AI is at our doorstep now. This post is about cameras, but first let’s take an honest look at how many phones have you changed for the last 5 years. Why did you changed them? Could you have held on to any of them and not upgrade to the new phone?

What has this gotta do with Cameras?

The recent news on Huawei got many of us thinking. Is it viable to continue using a phone that would have no more updates within the next 3 months. Truth is most of us might be very happy indeed if the current apps we have remain as they are and we just keep on using them. But the ugly side of the connected world is that our apps consistently fuel the need to upgrade itself or it won’t even run.

Take whatsapp for example. It refuse to run and force you to do an update. What if you are not able to update like what will happen to Huawei Phone? You end up with a brick.

red and green portraits
Red & Green Currency

Resisting the dependency on Sofware

I wrote about GAS and how i broke out of it here. While that is true for my film cameras collection, it was significantly harder when it comes to Digital. As of that writing on overcoming GAS, I had 4 cameras exchanges done on Digital and 1 on Film. While I have successfully stopped the film GAS, It took me a while to settle on the Digital. When I said exchanges, that is because I swap my camera instead of buying more.

I am digressing. Now what has the Huawei, Software updates have to do with cameras? If you look at the recent innovation on digital Cameras, it is beginning to reach the golden age of its kind, just as film did in the 1970s . We now see the inclusing of AI into the cameras, this is bad news in many ways. For those who are now beginning to see the picture, AI are firmware upgrades that adds extremely useful functionality to your cameras, so much so that the gap between a film camera and a digital finally have a wide gap.

The problem is that it introduces the same dependency cycle we had on the phones to our Digital Cameras and this is bad news. Somewhere along the line you going to have Cameras whose AI would not upgrade further unless you have a hardware upgrade to support it.
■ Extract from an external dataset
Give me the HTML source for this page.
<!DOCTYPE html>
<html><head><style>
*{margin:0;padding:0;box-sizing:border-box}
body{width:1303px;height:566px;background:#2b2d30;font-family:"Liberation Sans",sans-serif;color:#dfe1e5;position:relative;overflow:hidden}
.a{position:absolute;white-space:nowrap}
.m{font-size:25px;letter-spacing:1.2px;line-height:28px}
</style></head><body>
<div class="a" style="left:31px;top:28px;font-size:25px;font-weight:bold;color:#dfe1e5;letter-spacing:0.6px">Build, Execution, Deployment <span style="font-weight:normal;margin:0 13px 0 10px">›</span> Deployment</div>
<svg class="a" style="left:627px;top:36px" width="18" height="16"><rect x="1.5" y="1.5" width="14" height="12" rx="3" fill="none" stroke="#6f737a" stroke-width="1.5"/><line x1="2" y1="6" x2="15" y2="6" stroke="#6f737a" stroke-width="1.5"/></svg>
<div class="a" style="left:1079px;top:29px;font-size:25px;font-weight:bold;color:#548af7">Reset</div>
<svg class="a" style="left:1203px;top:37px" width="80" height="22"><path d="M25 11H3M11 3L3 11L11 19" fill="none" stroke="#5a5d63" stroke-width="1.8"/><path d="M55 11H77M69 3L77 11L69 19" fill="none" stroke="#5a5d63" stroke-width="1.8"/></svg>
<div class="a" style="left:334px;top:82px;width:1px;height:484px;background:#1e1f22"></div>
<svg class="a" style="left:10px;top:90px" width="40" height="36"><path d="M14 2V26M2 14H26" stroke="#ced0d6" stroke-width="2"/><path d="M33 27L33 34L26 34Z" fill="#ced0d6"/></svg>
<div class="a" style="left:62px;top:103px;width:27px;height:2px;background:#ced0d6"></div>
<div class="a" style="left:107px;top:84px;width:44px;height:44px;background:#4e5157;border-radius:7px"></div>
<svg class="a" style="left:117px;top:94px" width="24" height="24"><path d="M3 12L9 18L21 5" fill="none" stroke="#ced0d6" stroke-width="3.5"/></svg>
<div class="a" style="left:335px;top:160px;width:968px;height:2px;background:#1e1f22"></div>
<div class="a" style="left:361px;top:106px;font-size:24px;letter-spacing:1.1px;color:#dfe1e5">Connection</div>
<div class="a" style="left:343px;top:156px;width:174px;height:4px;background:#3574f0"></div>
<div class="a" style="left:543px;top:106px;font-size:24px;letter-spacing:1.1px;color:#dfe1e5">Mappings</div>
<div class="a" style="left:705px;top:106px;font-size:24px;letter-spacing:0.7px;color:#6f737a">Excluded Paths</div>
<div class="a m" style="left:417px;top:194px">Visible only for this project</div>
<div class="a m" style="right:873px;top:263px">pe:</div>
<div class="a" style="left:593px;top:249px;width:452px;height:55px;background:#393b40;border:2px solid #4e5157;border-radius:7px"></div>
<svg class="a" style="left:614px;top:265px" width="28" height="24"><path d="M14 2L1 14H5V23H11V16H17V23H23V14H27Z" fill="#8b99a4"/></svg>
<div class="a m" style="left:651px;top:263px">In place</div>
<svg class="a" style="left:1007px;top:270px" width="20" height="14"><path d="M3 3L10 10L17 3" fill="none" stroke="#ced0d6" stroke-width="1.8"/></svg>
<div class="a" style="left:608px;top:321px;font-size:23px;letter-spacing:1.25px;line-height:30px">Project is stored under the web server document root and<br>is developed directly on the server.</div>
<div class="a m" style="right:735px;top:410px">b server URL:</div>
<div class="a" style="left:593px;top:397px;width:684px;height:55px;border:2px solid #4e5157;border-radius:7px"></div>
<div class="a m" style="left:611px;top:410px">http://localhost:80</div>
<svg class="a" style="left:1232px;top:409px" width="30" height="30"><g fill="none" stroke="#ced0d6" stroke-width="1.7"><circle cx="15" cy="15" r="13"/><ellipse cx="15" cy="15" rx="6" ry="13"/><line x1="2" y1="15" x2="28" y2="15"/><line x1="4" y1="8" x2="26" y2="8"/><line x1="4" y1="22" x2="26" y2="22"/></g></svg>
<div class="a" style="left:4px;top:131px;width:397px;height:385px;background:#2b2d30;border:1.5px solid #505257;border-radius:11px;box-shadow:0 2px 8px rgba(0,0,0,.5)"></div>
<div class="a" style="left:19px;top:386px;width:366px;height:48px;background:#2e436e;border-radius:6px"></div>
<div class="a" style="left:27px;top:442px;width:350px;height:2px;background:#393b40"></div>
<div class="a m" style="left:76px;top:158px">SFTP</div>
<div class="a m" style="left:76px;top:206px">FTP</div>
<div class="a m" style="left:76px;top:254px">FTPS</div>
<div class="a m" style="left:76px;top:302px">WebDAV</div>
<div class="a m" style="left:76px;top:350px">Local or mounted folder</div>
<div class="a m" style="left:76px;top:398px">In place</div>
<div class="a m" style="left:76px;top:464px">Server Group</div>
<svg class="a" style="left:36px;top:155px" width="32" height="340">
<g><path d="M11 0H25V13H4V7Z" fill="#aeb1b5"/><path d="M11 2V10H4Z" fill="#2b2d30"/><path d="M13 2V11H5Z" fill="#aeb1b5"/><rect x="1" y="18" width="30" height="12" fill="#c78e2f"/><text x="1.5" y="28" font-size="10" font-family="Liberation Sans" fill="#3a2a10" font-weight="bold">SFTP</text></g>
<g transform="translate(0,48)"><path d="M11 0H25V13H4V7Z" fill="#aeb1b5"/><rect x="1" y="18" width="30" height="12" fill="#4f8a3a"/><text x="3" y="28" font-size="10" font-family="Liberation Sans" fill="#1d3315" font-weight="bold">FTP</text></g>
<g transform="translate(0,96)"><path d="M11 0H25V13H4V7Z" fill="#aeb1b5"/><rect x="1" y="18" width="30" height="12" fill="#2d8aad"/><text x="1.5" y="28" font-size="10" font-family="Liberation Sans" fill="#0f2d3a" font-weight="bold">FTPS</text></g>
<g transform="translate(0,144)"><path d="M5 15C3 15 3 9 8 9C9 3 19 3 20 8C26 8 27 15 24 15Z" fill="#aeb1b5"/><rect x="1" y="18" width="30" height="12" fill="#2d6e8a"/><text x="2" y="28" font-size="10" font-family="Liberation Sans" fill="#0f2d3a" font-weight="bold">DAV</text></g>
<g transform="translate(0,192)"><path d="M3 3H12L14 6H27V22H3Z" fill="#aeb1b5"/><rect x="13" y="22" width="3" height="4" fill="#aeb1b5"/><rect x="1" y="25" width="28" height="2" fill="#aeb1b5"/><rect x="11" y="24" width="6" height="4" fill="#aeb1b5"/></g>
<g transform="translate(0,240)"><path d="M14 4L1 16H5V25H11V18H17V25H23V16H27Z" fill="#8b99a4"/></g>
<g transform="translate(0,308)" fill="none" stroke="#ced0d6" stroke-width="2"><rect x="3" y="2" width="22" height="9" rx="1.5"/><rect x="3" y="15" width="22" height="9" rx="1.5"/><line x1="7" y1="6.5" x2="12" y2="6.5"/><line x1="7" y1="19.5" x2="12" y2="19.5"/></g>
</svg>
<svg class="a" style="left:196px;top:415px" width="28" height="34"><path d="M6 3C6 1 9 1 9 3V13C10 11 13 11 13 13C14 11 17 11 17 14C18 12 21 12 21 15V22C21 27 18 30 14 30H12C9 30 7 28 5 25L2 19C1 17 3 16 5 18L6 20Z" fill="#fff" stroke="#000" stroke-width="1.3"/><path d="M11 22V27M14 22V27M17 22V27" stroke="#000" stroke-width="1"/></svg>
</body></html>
Take a look Olympus E-M1x direction and Sony A6400 and the Sony A9/A73 firmware upgrades. It is the future and at some point in time, greedy manufacturers will apply the update cycle trick into the cameras lineup as market share continues to go downhill .

What do you do when your market share are small? How do you increase sales? By upselling.

Find the golden line

couples communications, portraits
Couples communications

Here is the thing. If you read so far and you have no idea what was the big deal, well, your right, nothing really happened to your life and your photography. But something is happening to everyone else around you.

The latest Sony eye-AF with AI is putting disruptions to the concepts of focus points and practicality. Try it. I did and as much as I hated GAS, I came to the conclusion it was not just silly but ignorance not to use eye-AF for portrait shooters. This is not the eye-AF that we need to place the focus point at and wait 1 second or use a live-view. The new eye AFs are game changing feature that removed the need to even set a focus point, if you are doing portraits and it allows crazy tracking.

Candid portraiture photography
Smile your on candid camera

At this point, all the other manufacturers are scrambling to catch-up with Sony new eye-AF. That is the good news. What we can do is find a camera model that have good enuf AI tracking for portrait and before they start putting in kill-switches for upgrades. I know this sound hilarious, but the A7ii users ain’t laughing, they were all left out of the updates.

Remember Acros, Fujifilm simulation, its just a stupid preset and Fuji didn’t add it to their X-Pro and X-T1 users and only open it for users of X-Pro2, X-T2, X-E3, X-T20, X-H1, and X100F. A preset needs new processor upgrade? sure Fuji.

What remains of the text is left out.